How to use the library

If you haven’t been to the library in a while now is the time to go check things out. I think you’ll find things have changed a little. Because libraries are different everywhere I can’t say things will work the same, but I’ll give you an example of how we use our library.

Our library (in Edmonton, Canada) has a website (http://www.epl.ca). Whenever we think of a topic we’d like to learn more about we visit their website and do a search. Their website has the ability to track all the library books in circulation in Edmonton at all their branches. We find the books we want and reserve them online, the books are shipped from whatever branch they are at and we can pick them up at our local branch. Everything is automated. As soon as books come in we’re sent an e-mail letting us know they’re waiting to be picked up. If the book isn’t available we’ll be put on the waiting list, and e-mailed when it’s available. Their system also e-mails us a day before books are due so that we remember to return or renew them (which can be done online). We’re also able to borrow ebooks online (though we can’t get them onto our iPads yet ☹ )

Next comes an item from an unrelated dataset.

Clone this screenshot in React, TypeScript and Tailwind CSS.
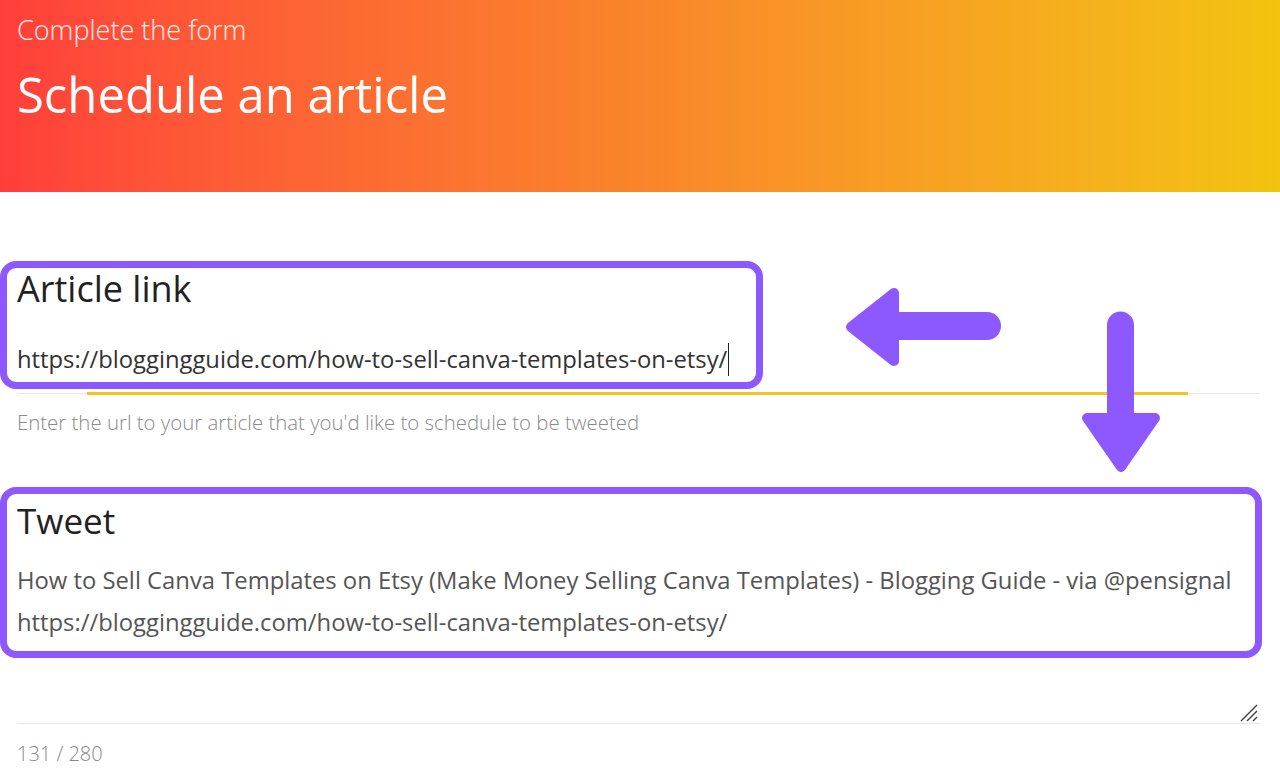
export default function App() {
  const purple = "#8e58ff";
  return (
    <div className="relative h-[777px] w-[1280px] overflow-hidden bg-white font-['Open_Sans',sans-serif]">
      <header className="h-[192px] bg-linear-to-r from-[#ff3e3a] via-[#f9852a] to-[#f2c30f] px-[17px] pt-[12px] text-white">
        <div className="text-[27px] leading-[36px] font-light text-white/90">Complete the form</div>
        <h1 className="mt-[13px] text-[49px] leading-[66px] font-normal">Schedule an article</h1>
      </header>

      <main className="pl-[17px] pr-[20px] pt-[74px]">
        {/* Article link field */}
        <div className="relative">
          <div className="pointer-events-none absolute left-[-17px] top-[-5px] z-10 h-[128px] w-[763px] rounded-[16px] border-[7px] border-[#8e58ff]" />
          <div className="text-[36px] leading-[46px] text-[#222]">Article link</div>
          <div className="relative mt-[31px] border-b border-[#e8e8e8] pb-[17px]">
            <div className="whitespace-nowrap text-[23.8px] leading-[32px] text-[#333]">
              https://bloggingguide.com/how-to-sell-canva-templates-on-etsy/
              <span className="ml-[1px] inline-block h-[33px] w-0 border-l border-[#222] align-[-8px]" />
            </div>
            <div className="absolute bottom-[-2px] left-[70px] h-[3px] w-[1101px] bg-[#f4c518]" />
          </div>
        </div>
        <div className="mt-[15px] text-[20.4px] leading-[26px] font-light text-[#8a8a8a]">
          Enter the url to your article that you'd like to schedule to be tweeted
        </div>

        {/* Tweet field */}
        <div className="relative mt-[63px]">
          <div className="pointer-events-none absolute left-[-17px] top-[-11px] z-10 h-[171px] w-[1262px] rounded-[16px] border-[7px] border-[#8e58ff]" />
          <div className="text-[35px] leading-[46px] text-[#222]">Tweet</div>
          <div className="relative mt-[15px] border-b border-[#e8e8e8] pb-[80px] text-[23.8px] leading-[42px] text-[#555]">
            <div className="whitespace-nowrap">
              How to Sell Canva Templates on Etsy (Make Money Selling Canva Templates) - Blogging Guide - via @pensignal
            </div>
            <div className="whitespace-nowrap">https://bloggingguide.com/how-to-sell-canva-templates-on-etsy/</div>
            <svg className="absolute bottom-[1px] right-[2px]" width="20" height="20" viewBox="0 0 20 20">
              <line x1="19" y1="3" x2="3" y2="19" stroke="#444" strokeWidth="1.4" />
              <line x1="19" y1="9" x2="9" y2="19" stroke="#444" strokeWidth="1.4" />
              <line x1="19" y1="15" x2="15" y2="19" stroke="#444" strokeWidth="1.4" />
            </svg>
          </div>
        </div>
        <div className="mt-[16px] text-[20px] leading-[28px] font-light text-[#8a8a8a]">131 / 280</div>
      </main>

      {/* Annotation arrows */}
      <svg className="pointer-events-none absolute left-0 top-0" width="1280" height="777" viewBox="0 0 1280 777">
        <line x1="899" y1="326" x2="987" y2="326" stroke={purple} strokeWidth="28" strokeLinecap="round" />
        <polygon points="851,327 894,293 894,361" fill={purple} stroke={purple} strokeWidth="10" strokeLinejoin="round" />
        <line x1="1120.5" y1="325" x2="1120.5" y2="422" stroke={purple} strokeWidth="27" strokeLinecap="round" />
        <polygon points="1087,418 1155,418 1121,467" fill={purple} stroke={purple} strokeWidth="10" strokeLinejoin="round" />
      </svg>
    </div>
  );
}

If you’re not sure what you want to read but have a general topic in mind then head over to Amazon and peruse their best sellers list, then check to see if your library has the book - they often will. And if they don’t you can often request that they purchase a copy and you be put on a waiting list for when it comes in! 

It’s also a great idea to just go for a walk through the library to get started. There are so many books that you wouldn’t even think to search that just pop out when you’re walking aisle to aisle. Pick up anything that catches your eye, grab a seat, and flip through it. It may or may not be interesting to you, the key is to just browse without limitations. You might find an artist or way of thinking that completely changes your perspective, or at the very least challenges it.

Finally, if you find a book that you keep taking out, or renewing, it might be worth buying. But be careful. When you think about it, books spend most of their time just sitting on shelves! There’s no point in buying books that you don’t absolutely love.

This weekend if you’re feeling like you could use a healthy dose of inspiration, go and stroll around your local library. It’s pretty much guaranteed to get your mind working and the creative juices flowing!

P.S. Also keep your eyes out for music, movies, and documentaries at your library; all amazing sources of inspiration as well!